It is December, stormy out. When windy on this sheltered harbor, I know it is very rough elsewhere, reminds me of an encounter Godfrey and I had, long ago on such a winter day…when we met up with Miss Crapper. 

Long before Cash-points, Bank Cards and Machines, one waited at a wicket when one wished to withdraw money. I recall waiting, in such a line with Godfrey.

Ahead of us was an elderly lady, tiny of stature, well dressed for the wet weather, and prim. Godfrey would talk to anyone, talk of anything but beets, and the nice lady chatted, as we waited with him. They discussed the importance of dry feet in the rain, and she spoke very softly when the teller asked her name.   She whispered…

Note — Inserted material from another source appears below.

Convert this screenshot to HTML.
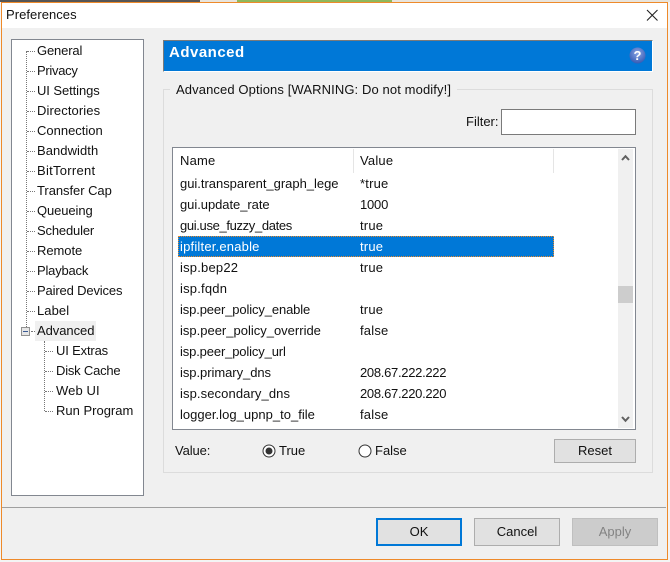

“miss crapper”, Sally Turley, the bank clerk could not hear her.” miss crapper”, she whispered a tad louder, we could hear Miss Crapper clear and loud, there was shuffling and tapping, of bank noise, the line behind us was turning to a crowd.

There was muttering of people rude, comments regarding a hearing aid, nasty person in a foul mood.  “YOU NEED TO SPEAK UP- said Sally, MISS CRAPPER- enunciated the now smiling elder lady.

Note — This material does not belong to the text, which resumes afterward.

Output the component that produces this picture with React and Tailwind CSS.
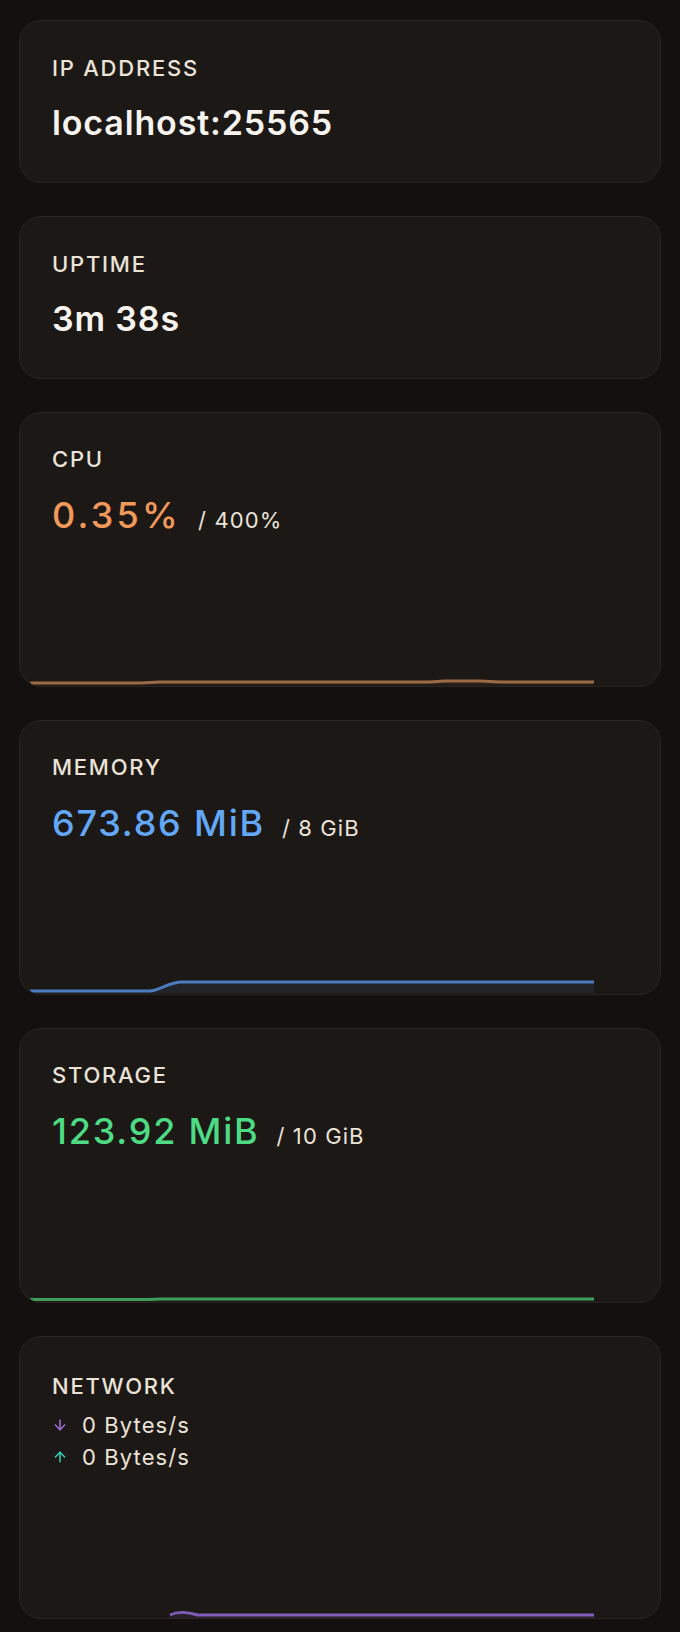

Came then, breaking the tension, jingle of keys and coins in the pockets of  Manager Brad, he wore important shoes, and a big pompadour, “Why hello, Miss Crapper”, he called across the room, finally somebody heard her.

She was a flush with humor, cheeky, I missed it completely what was not lost to Godfrey… “He reckoned, “she has been through this many times before, her merriment was evident”. “Or perhaps, it may be that Miss Crapper, simply has learned to speak softly.

We sought Miss Crapper, in the finer local tea-houses, the bank, the sunny side of the library where there were nice tables. “Sadly, never to cross paths again,  I feel we would have so enjoyed her story.

    Godfrey wrote- If by chance your name be Outhouse, Gaylord, or Pfaff, Fifi or Crapper, remember to laugh, just laugh…


2 thoughts on “MISS CRAPPER -From Worzel

  1. I remember indignantly describing to my mother how I retaliated when my classmates teased me by telling me to “Bray like a donkey.” Her advice was the same as Godfrey’s, “Just laugh with them, Janet. And quit pinching.”

    • Indeed, Janet, I went for a while not using my last name, always having to spell it. Cruel persons thought it was funny to call names like “Trashfield”. Had to learn to cheek, good advice from your wise Mum.